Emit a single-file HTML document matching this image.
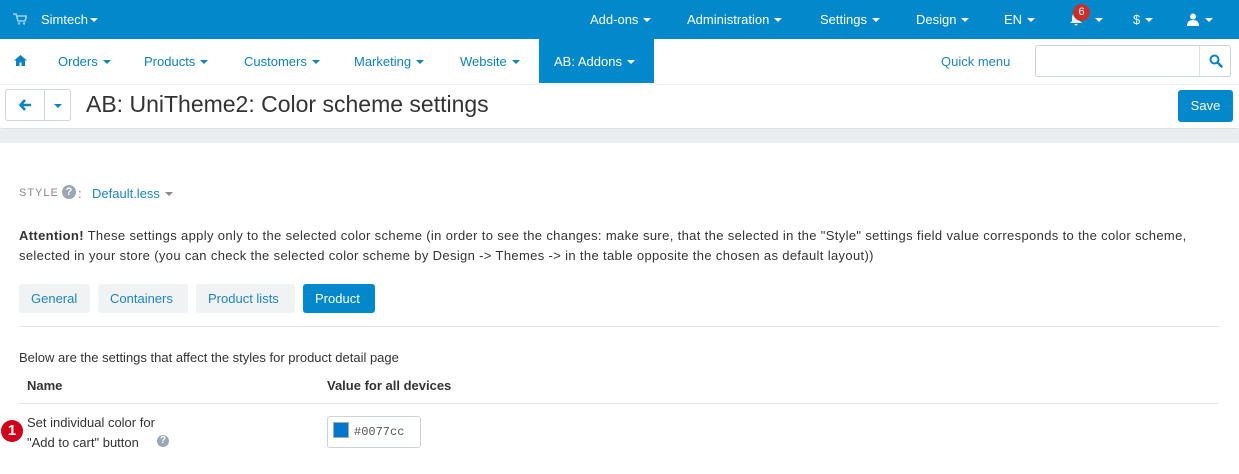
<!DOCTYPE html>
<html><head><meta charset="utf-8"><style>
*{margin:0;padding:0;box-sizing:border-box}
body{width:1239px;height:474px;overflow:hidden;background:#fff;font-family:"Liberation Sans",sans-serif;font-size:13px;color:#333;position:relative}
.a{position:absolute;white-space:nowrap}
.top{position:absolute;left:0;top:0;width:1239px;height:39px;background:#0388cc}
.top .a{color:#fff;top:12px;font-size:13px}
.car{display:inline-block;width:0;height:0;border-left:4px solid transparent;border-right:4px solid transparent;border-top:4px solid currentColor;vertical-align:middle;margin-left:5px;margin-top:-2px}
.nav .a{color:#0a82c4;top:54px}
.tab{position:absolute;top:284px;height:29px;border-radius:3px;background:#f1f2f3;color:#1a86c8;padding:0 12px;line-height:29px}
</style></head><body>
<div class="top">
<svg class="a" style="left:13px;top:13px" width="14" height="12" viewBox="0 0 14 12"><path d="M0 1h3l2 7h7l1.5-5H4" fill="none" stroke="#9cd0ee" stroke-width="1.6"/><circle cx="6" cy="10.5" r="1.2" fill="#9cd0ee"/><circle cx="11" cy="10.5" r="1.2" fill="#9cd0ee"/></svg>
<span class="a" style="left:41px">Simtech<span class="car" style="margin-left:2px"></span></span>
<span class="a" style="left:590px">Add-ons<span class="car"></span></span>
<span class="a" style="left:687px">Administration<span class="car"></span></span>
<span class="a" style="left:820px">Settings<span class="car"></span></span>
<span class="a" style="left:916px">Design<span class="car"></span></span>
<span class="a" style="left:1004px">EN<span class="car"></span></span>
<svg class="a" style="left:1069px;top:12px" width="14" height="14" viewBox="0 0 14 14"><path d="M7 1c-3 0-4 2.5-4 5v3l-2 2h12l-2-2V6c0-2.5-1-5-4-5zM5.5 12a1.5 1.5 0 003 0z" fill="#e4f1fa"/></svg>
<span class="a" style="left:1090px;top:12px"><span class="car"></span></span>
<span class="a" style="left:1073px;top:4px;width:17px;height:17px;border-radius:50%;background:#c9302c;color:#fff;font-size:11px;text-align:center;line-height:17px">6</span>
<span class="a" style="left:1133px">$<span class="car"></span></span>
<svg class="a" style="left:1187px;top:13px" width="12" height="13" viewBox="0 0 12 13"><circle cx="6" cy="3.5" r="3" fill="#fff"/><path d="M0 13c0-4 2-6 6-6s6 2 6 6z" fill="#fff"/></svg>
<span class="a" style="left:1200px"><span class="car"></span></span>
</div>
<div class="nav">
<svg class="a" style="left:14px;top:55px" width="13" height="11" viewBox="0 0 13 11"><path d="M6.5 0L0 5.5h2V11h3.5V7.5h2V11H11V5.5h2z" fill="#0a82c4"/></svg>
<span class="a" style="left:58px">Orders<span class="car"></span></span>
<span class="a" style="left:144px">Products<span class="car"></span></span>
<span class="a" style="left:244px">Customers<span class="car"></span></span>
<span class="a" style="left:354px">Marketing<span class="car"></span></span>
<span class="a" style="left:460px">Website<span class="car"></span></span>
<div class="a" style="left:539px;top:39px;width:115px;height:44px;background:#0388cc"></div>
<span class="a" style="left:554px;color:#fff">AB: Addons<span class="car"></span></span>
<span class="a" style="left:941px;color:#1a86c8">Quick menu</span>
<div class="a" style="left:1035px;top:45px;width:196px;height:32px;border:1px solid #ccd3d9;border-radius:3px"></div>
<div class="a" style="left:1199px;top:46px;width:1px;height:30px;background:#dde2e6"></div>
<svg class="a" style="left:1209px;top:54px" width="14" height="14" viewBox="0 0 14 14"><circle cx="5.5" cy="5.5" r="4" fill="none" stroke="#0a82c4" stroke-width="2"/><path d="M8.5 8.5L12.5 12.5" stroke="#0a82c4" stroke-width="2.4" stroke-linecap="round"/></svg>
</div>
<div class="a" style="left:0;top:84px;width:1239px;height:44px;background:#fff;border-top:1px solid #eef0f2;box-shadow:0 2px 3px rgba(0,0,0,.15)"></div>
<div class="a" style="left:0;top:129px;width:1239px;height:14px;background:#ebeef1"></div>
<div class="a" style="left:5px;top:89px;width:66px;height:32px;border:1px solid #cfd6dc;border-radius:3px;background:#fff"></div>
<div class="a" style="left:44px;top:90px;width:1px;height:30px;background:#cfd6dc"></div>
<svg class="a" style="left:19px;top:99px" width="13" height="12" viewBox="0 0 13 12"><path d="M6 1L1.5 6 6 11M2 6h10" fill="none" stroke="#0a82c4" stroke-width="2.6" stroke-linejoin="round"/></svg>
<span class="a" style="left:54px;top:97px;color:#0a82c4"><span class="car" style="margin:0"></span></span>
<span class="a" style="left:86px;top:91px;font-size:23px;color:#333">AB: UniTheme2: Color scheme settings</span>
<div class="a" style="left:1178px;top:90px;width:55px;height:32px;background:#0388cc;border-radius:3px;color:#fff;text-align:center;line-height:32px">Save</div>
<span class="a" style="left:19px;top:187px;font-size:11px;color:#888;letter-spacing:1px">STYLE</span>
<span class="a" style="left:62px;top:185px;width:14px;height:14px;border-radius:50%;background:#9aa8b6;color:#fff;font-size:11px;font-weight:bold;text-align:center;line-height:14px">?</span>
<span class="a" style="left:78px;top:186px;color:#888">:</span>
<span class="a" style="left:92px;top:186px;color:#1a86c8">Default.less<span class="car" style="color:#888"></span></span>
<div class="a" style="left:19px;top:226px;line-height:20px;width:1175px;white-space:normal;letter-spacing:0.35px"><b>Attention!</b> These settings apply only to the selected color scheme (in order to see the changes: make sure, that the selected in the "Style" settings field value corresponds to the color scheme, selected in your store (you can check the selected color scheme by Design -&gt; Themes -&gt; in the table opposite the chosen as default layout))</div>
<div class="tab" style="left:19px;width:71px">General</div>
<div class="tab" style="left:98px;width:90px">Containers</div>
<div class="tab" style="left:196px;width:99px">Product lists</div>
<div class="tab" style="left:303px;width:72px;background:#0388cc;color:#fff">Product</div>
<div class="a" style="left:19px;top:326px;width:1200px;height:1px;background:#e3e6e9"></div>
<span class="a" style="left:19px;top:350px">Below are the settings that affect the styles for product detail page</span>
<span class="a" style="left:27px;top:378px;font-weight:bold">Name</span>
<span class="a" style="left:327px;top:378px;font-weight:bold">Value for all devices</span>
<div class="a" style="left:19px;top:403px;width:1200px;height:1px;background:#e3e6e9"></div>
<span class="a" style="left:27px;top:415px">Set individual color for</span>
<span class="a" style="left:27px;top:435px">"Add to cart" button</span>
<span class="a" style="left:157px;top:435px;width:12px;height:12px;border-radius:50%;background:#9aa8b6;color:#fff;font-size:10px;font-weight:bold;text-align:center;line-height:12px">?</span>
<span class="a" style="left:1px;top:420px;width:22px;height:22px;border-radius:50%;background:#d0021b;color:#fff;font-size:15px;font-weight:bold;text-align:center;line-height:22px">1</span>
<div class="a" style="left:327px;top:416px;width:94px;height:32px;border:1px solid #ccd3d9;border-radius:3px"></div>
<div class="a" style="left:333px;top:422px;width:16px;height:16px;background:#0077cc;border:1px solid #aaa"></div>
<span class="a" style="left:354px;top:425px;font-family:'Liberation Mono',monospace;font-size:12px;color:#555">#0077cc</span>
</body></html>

--

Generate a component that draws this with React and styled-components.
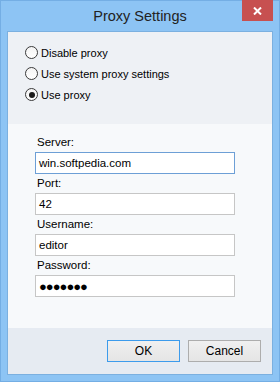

» WHAT NEEDS TO BE DONE:
Show each line in the entries that holds the string "this".

» OUTPUT BELOW:
Emit a single-file HTML document matching this image.
Generate a component that draws this with React and styled-components.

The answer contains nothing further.